- EXERCISE DESCRIPTION -
Report, as a bare number, how many lines contain the string "React".

- DATA EXCERPT -
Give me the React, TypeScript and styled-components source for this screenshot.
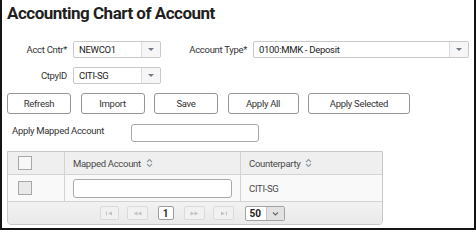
import React from 'react';
import styled, { createGlobalStyle } from 'styled-components';

const GlobalStyle = createGlobalStyle`
	html, body {
		margin: 0;
		padding: 0;
		background: #ffffff;
	}
	body {
		font-family: Roboto, 'Liberation Sans', Arial, sans-serif;
		color: #333333;
	}
`;

const smallText = `
	font-size: 9.5px;
	letter-spacing: -0.3px;
`;

const Frame = styled.div`
	box-sizing: border-box;
	width: 476px;
	height: 230px;
	border: 2px solid #141414;
	border-top: none;
	padding: 0 5px;
	background: #ffffff;
	overflow: hidden;
`;

const Title = styled.h1`
	margin: 0;
	padding-top: 3px;
	font-size: 17px;
	line-height: 21px;
	font-weight: 700;
	color: #1f1f1f;
	letter-spacing: -0.5px;
`;

const Form = styled.div`
	display: flex;
	flex-direction: column;
	gap: 9px;
	margin-top: 17px;
`;

const FieldRow = styled.div`
	display: flex;
	align-items: center;
	height: 17px;
`;

const Label = styled.label<{ $width: number; $gapLeft?: number }>`
	width: ${({ $width }) => $width}px;
	margin-left: ${({ $gapLeft }) => $gapLeft ?? 0}px;
	margin-right: 6px;
	text-align: right;
	${smallText}
	color: #333333;
	white-space: nowrap;
`;

const SelectBox = styled.div<{ $width: number }>`
	box-sizing: border-box;
	display: flex;
	width: ${({ $width }) => $width}px;
	height: 17px;
	border: 1px solid #c9c9c9;
	border-radius: 2px;
	background: #ffffff;
`;

const SelectValue = styled.span`
	flex: 1;
	padding-left: 5px;
	${smallText}
	line-height: 15px;
	color: #222222;
	white-space: nowrap;
	overflow: hidden;
`;

const SelectArrow = styled.span`
	display: flex;
	align-items: center;
	justify-content: center;
	width: 18px;
	border-left: 1px solid #dcdcdc;
	background: #f6f6f6;

	&::after {
		content: '';
		border-left: 3.5px solid transparent;
		border-right: 3.5px solid transparent;
		border-top: 3px solid #6f7a86;
	}
`;

const ButtonRow = styled.div`
	display: flex;
	gap: 9.5px;
	margin-top: 9px;
`;

const Button = styled.button<{ $width: number }>`
	box-sizing: border-box;
	width: ${({ $width }) => $width}px;
	height: 21px;
	padding: 0;
	border: 1px solid #969696;
	border-radius: 3px;
	background: #ffffff;
	font-family: inherit;
	${smallText}
	color: #333333;
`;

const MappedRow = styled.div`
	display: flex;
	align-items: flex-start;
	margin-top: 10px;
`;

const MappedLabel = styled.span`
	width: 119px;
	padding-left: 5px;
	padding-top: 1px;
	${smallText}
	color: #333333;
`;

const TextInput = styled.input<{ $width: number; $height: number }>`
	box-sizing: border-box;
	width: ${({ $width }) => $width}px;
	height: ${({ $height }) => $height}px;
	border: 1px solid #a9a9a9;
	border-radius: 3px;
	background: #ffffff;
	outline: none;
`;

const Grid = styled.div`
	box-sizing: border-box;
	width: 376px;
	margin-top: 9px;
	border: 1px solid #c8c8c8;
	border-radius: 0 0 4px 4px;
	overflow: hidden;
`;

const GridRow = styled.div<{ $header?: boolean }>`
	display: grid;
	grid-template-columns: 56px 176px 1fr;
	height: ${({ $header }) => ($header ? 22 : 26)}px;
	background: ${({ $header }) => ($header ? '#efefef' : '#f9f9f9')};
	border-bottom: 1px solid #d3d3d3;
`;

const Cell = styled.div<{ $first?: boolean }>`
	display: flex;
	align-items: center;
	padding-left: ${({ $first }) => ($first ? 10 : 8)}px;
	border-left: ${({ $first }) => ($first ? 'none' : '1px solid #d3d3d3')};
	${smallText}
	color: #4a4a4a;
	gap: 5px;
`;

const Checkbox = styled.span<{ $filled?: boolean }>`
	box-sizing: border-box;
	width: 14px;
	height: 14px;
	border: 1px solid #a8a8a8;
	background: ${({ $filled }) => ($filled ? '#e9e9e9' : '#f7f7f7')};
`;

const Pager = styled.div`
	display: flex;
	align-items: center;
	justify-content: center;
	gap: 8px;
	height: 22px;
	padding-right: 6px;
	background: linear-gradient(#f2f2f2, #e9e9e9);
`;

const PageButton = styled.span<{ $width?: number }>`
	box-sizing: border-box;
	display: flex;
	align-items: center;
	justify-content: center;
	width: ${({ $width }) => $width ?? 19}px;
	height: 14px;
	border: 1px solid #dadada;
	border-radius: 2px;
	background: #f1f1f1;
`;

const PageNumber = styled.span`
	box-sizing: border-box;
	display: flex;
	align-items: center;
	justify-content: center;
	width: 16px;
	height: 14px;
	margin: 0 2px;
	border: 1px solid #9d9d9d;
	border-radius: 2px;
	background: #ffffff;
	font-size: 10px;
	font-weight: 700;
	color: #333333;
`;

const PageSize = styled.span`
	box-sizing: border-box;
	display: flex;
	width: 40px;
	height: 15px;
	margin-left: 3px;
	border: 1px solid #a3a3a3;
	border-radius: 2px;
	background: #ffffff;
`;

const PageSizeValue = styled.span`
	flex: 1;
	padding-left: 4px;
	font-size: 10px;
	font-weight: 700;
	line-height: 13px;
	color: #222222;
`;

const PageSizeArrow = styled.span`
	display: flex;
	align-items: center;
	justify-content: center;
	width: 17px;
	border-left: 1px solid #c5c5c5;
	background: #e2e2e2;
`;

const SortIcon = () => (
	<svg width="7" height="10" viewBox="0 0 7 10" fill="none" stroke="#8c9aa8" strokeWidth="1.1">
		<path d="M1 4 L3.5 1.5 L6 4" />
		<path d="M1 6 L3.5 8.5 L6 6" />
	</svg>
);

const PagerGlyph = ({ kind }: { kind: 'first' | 'prev' | 'next' | 'last' }) => {
	const color = '#c3c3c3';
	return (
		<svg width="9" height="5" viewBox="0 0 9 5" fill={color}>
			{kind === 'first' && (
				<>
					<rect x="1" y="0.5" width="1" height="4" />
					<path d="M7 0.5 L3 2.5 L7 4.5 Z" />
				</>
			)}
			{kind === 'prev' && (
				<>
					<path d="M4.5 0.5 L0.5 2.5 L4.5 4.5 Z" />
					<path d="M8.5 0.5 L4.5 2.5 L8.5 4.5 Z" />
				</>
			)}
			{kind === 'next' && (
				<>
					<path d="M0.5 0.5 L4.5 2.5 L0.5 4.5 Z" />
					<path d="M4.5 0.5 L8.5 2.5 L4.5 4.5 Z" />
				</>
			)}
			{kind === 'last' && (
				<>
					<path d="M2 0.5 L6 2.5 L2 4.5 Z" />
					<rect x="7" y="0.5" width="1" height="4" />
				</>
			)}
		</svg>
	);
};

const Select = ({ value, width }: { value: string; width: number }) => (
	<SelectBox $width={width}>
		<SelectValue>{value}</SelectValue>
		<SelectArrow />
	</SelectBox>
);

const App = () => {
	return (
		<>
			<GlobalStyle />
			<Frame>
				<Title>Accounting Chart of Account</Title>
				<Form>
					<FieldRow>
						<Label $width={60}>Acct Cntr*</Label>
						<Select value="NEWCO1" width={88} />
						<Label $width={58} $gapLeft={28}>
							Account Type*
						</Label>
						<Select value="0100:MMK - Deposit" width={216} />
					</FieldRow>
					<FieldRow>
						<Label $width={60}>CtpyID</Label>
						<Select value="CITI-SG" width={88} />
					</FieldRow>
				</Form>
				<ButtonRow>
					<Button $width={64}>Refresh</Button>
					<Button $width={64}>Import</Button>
					<Button $width={64}>Save</Button>
					<Button $width={71}>Apply All</Button>
					<Button $width={102}>Apply Selected</Button>
				</ButtonRow>
				<MappedRow>
					<MappedLabel>Apply Mapped Account</MappedLabel>
					<TextInput $width={128} $height={18} />
				</MappedRow>
				<Grid>
					<GridRow $header>
						<Cell $first>
							<Checkbox />
						</Cell>
						<Cell>
							Mapped Account <SortIcon />
						</Cell>
						<Cell>
							Counterparty <SortIcon />
						</Cell>
					</GridRow>
					<GridRow>
						<Cell $first>
							<Checkbox $filled />
						</Cell>
						<Cell>
							<TextInput $width={159} $height={19} />
						</Cell>
						<Cell>CITI-SG</Cell>
					</GridRow>
					<Pager>
						<PageButton>
							<PagerGlyph kind="first" />
						</PageButton>
						<PageButton $width={21}>
							<PagerGlyph kind="prev" />
						</PageButton>
						<PageNumber>1</PageNumber>
						<PageButton $width={21}>
							<PagerGlyph kind="next" />
						</PageButton>
						<PageButton $width={21}>
							<PagerGlyph kind="last" />
						</PageButton>
						<PageSize>
							<PageSizeValue>50</PageSizeValue>
							<PageSizeArrow>
								<svg width="7" height="5" viewBox="0 0 7 5" fill="none" stroke="#666" strokeWidth="1.1">
									<path d="M1 1.5 L3.5 4 L6 1.5" />
								</svg>
							</PageSizeArrow>
						</PageSize>
					</Pager>
				</Grid>
			</Frame>
		</>
	);
};

export default App;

- COMPLETE RESPONSE -
2